Rockaway Beach, Pacifica, California. Photo by http://www.flickr.com/photos/jag72/
Rainbow Beach sand by http://www.flickr.com/photos/eye-fibre/
And then there’s Rainbow Beach on Fraser Island in Australia. Seemingly unable to make up its mind, Rainbow Beach displays more than 70 different colors whenever waves and winds shift and blow its sands around. Most of the colors can be clearly seen in the cliffs behind the beach, which formed during the last ice age and are so richly banded that they have been compared to layers of rainbow sherbet. But for a real treat, dig down into the beach sand to see layer upon layer of colored, banded sands that create a new work of art with each sweep of the hand.

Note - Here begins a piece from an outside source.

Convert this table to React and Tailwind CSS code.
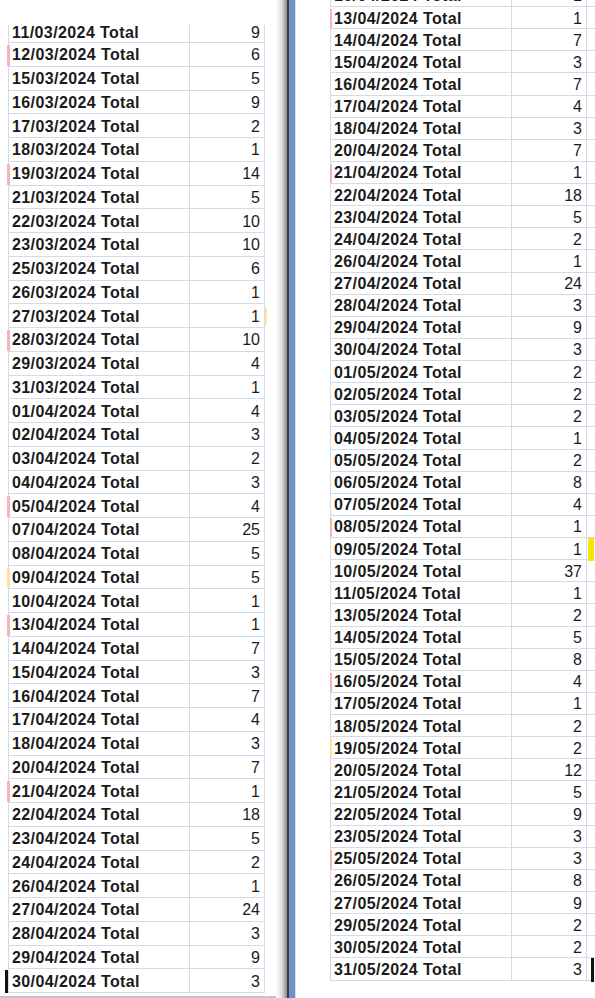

Rainbow Beach and Great Sandy National Park, Queensland, Australia. Photo by http://www.flickr.com/photos/imaxandco/
Rainbow Beach cliffs. Photo by http://www.flickr.com/photos/brendio/
Since this roundup of rainbow beaches began with white (technically, the blending of all colors), it seems appropriate to end with black, which is the absence of color. While that may be true in scientific terms, there is no absence of color at the world’s black sand beaches - they are simply stunning! The result of volcanic activity near a coastline, these beaches are created when particles weathered from cooled lava wash down to shore. The black sands are also a source of gemstones such as garnets, rubies, sapphires, topaz, and, of course, diamonds, which form within volcanoes and are spewed out during eruptions. Though black sand beaches can be found in Argentina, the South Pacific Islands, Tahiti, the Philipines, California, Greece, and in the Dominican Republic, the best known and perhaps most stunning black beaches are found in the Hawaiian Islands.
Black Sand Beach, Golden Gate National Recreation Area, Sausalito, California. Photo by http://www.flickr.com/photos/thestroms/
One could spend a lifetime searching out beaches with uniquely colored sand, but to see the greatest variety in a short period of time head for Hawaii, which is home to beaches representing almost every color of the rainbow.